If you’re unfamiliar with any of this author’s previous books, tread with caution where The Devil You Know is concerned. Almost every character from these previous books makes an appearance here and the author doesn’t exactly detail out the roles of these people in the scheme of things. She can’t, of course, or she will be bogging down the story with details that will bore readers familiar with her books. Which begs the question: why not just write a standalone book in the first place? Gimmicks, I tell you, they’ll be the death of the genre one day.

All you need to know – for this review, that is – is that Bento and Frederica d’Avillez are childhood acquaintances. When Froggy’s near-engagement is canceled, she goes eek-eek-eek because she isn’t good enough for anybody in the Ton (she’s a lady of foreign descend and illegitimate birth). In a fit of weakness, she begs Bento to sleep with her. He obliges – in a stable, of all places – and there you go. Somebody from Row C shout “Baby”! Everyone in the front row say “Marriage!”

Oh, Bento. He assaulted her sister-in-law in Beauty Like the Night, but in that book, it’s the hero’s dead wife who is portrayed as the villain. This unfortunate trend of painting Bento as a misunderstood tragic figure who just happens to have a lousy daddy continues in this book. When the elder males of this story want to make Bento accountable for his actions, the women will hush them by reminding them that the men are worse off than Bento when they were younger. So? What does that have to do with anything? Is it an impossible concept for Bento to overcome his past and get over himself? I guess not. This book is all for him wallowing in his own pity party and endless abuse as long as we sweet innocent virginal damsels will always be understanding of his sins and forgive him every time he craps all over us because remember, ladies, it’s not his fault.

The author has shown in the past that she is never this understanding if Bento has estrogen humming in his privates instead. Hello, Cassandra, the promiscuous dead wife of Bentley’s brother? She dies. Bento is just misunderstood though – let’s get him married to a wife who doesn’t even give him a hard time about his actions!

Froggy makes me roll up my eyes. It takes two to tango, but she blames herself for the pregnancy. She makes it her duty to bend over backwards to accommodate her selfish, self-absorbed husband. Even at the end, when Bento throws his sins at her face, she is still giving him plenty of excuses to keep going the way he is. If Bento reforms, it’s despite the people who claim to love him, not because of. If he reforms, it’s because the author uses the hymen des machina device – innocence of a woman will change a man for good, woo-hoo!

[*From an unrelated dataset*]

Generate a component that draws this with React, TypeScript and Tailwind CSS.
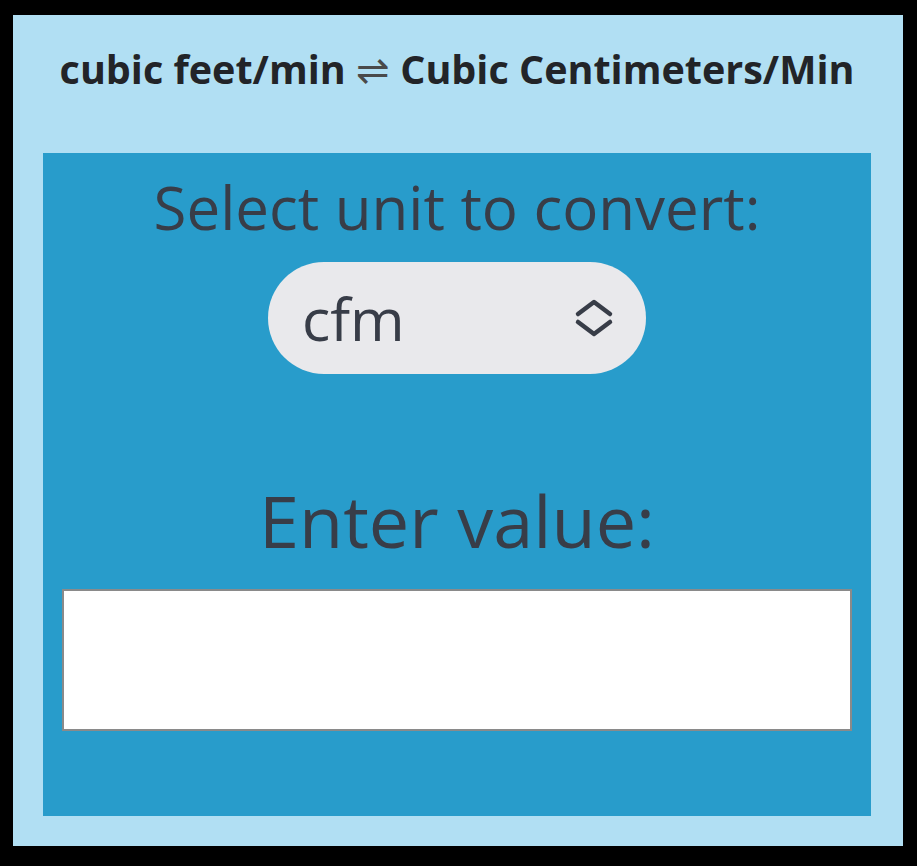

The Devil You Know‘s two great flaws are these: one, it is more preoccupied with meta-relationships that it doesn’t really care about standing alone and two, like a codependent wife of an abusive man, it gives the rake hero way too much opportunity to get away with and to repeat his nonsense. Since the author doesn’t hesitate to demonize the female counterparts to Bento in her books as sluts miscellany who deserve to die, I just have to shake my head and close this book, disappointed at such a good author using such misguided double standards in her book. Bento could have been a rake to remember, but in the end, he’s just a spoiled kid who is allowed to get away with anything, thanks to idiot females who believe that everything is their fault. Pathetic.